* START *

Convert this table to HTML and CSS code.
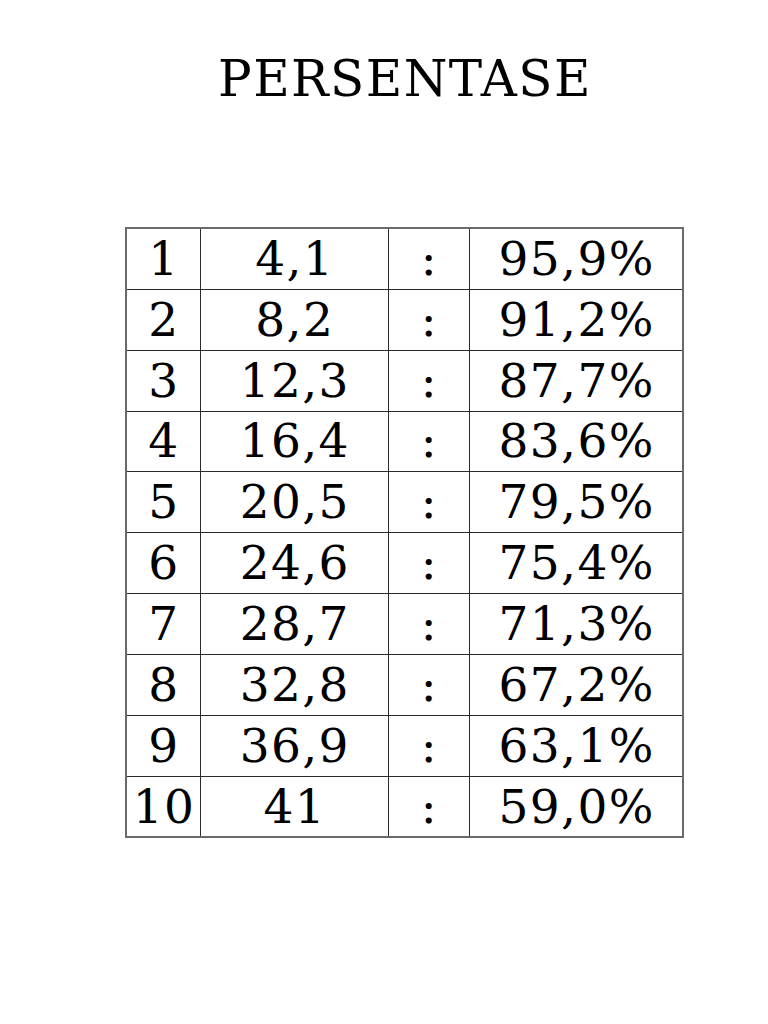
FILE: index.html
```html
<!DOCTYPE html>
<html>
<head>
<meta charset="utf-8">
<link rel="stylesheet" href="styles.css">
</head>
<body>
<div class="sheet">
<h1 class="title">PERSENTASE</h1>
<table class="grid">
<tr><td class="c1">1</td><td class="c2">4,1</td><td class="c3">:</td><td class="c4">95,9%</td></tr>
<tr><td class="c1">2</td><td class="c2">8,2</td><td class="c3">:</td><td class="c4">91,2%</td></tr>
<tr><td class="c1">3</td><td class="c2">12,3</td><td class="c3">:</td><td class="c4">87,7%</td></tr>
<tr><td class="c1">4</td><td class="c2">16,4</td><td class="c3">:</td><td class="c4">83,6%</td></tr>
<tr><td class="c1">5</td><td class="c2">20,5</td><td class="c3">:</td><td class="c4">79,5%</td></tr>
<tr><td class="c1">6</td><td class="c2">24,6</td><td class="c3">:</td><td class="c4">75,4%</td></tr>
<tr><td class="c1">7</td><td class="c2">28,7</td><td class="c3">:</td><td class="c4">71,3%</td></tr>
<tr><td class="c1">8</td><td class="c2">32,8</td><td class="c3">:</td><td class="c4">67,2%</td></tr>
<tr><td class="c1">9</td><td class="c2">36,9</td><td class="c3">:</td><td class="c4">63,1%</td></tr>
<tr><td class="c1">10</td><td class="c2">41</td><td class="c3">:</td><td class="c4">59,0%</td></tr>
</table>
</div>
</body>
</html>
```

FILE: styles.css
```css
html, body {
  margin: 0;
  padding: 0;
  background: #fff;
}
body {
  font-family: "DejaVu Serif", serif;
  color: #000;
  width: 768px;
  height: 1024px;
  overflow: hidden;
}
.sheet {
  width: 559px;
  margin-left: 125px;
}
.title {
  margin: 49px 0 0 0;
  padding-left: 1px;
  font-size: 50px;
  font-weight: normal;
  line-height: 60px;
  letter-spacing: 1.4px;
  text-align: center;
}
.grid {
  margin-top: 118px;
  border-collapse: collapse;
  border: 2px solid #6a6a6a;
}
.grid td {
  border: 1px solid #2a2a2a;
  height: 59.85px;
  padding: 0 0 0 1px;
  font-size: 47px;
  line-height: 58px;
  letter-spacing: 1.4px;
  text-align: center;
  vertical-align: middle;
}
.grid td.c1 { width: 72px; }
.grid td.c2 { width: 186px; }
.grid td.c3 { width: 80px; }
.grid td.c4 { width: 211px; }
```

* END *
* START *

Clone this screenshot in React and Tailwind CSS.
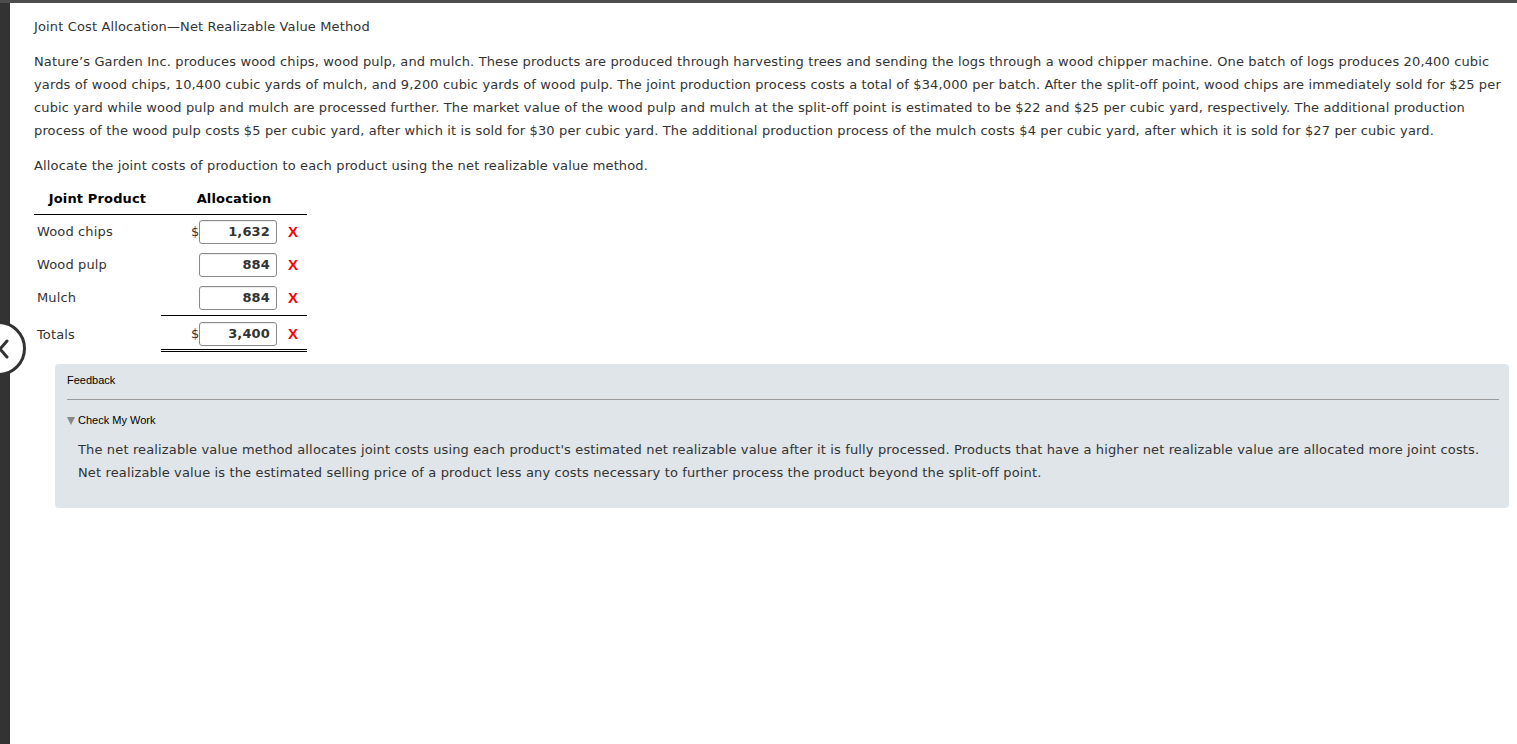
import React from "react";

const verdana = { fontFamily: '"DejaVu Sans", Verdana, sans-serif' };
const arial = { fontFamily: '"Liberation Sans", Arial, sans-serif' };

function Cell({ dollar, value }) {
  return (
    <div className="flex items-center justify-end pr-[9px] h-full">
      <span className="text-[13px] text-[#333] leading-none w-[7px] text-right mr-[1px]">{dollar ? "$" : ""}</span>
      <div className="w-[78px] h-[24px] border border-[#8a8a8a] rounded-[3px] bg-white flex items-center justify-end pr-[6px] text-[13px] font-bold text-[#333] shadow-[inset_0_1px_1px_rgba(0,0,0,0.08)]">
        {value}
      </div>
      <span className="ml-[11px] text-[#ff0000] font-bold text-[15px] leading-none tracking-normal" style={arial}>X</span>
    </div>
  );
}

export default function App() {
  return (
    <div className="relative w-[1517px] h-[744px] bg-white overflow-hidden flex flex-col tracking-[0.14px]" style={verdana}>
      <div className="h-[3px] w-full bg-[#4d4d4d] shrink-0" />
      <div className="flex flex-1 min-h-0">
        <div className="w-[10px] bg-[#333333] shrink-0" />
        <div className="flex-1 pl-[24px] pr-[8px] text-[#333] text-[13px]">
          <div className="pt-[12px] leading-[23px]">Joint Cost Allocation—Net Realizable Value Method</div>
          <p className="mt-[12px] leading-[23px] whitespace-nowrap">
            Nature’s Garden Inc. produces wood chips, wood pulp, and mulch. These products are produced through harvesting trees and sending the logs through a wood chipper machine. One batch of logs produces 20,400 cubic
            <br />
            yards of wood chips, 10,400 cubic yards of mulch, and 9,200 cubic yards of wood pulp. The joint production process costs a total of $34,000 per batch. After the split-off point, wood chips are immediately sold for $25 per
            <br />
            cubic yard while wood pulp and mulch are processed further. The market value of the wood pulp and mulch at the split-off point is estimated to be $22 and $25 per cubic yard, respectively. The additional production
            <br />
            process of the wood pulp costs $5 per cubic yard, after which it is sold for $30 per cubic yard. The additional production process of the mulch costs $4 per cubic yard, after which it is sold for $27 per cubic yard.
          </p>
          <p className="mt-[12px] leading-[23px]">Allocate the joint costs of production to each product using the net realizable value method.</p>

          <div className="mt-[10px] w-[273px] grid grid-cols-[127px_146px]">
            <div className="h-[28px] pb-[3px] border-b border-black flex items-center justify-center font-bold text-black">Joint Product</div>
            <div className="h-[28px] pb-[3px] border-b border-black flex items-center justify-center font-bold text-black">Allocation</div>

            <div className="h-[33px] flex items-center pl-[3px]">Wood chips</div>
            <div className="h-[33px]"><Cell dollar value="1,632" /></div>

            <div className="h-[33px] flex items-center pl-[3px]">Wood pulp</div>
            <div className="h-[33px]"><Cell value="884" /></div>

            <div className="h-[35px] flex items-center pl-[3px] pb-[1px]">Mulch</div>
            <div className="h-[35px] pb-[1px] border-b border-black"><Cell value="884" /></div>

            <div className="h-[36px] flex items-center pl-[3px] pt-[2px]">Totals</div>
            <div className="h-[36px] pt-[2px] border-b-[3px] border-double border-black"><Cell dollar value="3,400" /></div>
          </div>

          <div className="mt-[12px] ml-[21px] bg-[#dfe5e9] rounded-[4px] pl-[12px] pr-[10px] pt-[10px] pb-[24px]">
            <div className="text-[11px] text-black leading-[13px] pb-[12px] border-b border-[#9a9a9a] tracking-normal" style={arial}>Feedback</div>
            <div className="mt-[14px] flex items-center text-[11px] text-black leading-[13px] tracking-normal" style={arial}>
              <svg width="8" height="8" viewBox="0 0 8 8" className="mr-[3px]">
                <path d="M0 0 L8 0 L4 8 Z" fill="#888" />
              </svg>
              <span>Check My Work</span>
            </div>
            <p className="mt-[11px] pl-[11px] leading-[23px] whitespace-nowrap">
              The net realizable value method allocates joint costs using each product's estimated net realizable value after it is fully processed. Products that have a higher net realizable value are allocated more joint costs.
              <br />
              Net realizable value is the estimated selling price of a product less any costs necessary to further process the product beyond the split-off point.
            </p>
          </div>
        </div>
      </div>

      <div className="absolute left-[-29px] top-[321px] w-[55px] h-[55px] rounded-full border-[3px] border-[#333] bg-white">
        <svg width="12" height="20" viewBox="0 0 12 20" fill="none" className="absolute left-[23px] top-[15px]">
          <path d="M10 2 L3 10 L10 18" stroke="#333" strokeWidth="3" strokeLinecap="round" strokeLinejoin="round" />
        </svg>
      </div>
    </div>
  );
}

* END *

> _SET TASK_
Only lines that contain the word "table" are wanted; copy each of them.

> _FULL SOLUTION_
Convert this table to HTML and CSS code.
<table class="grid">
</table>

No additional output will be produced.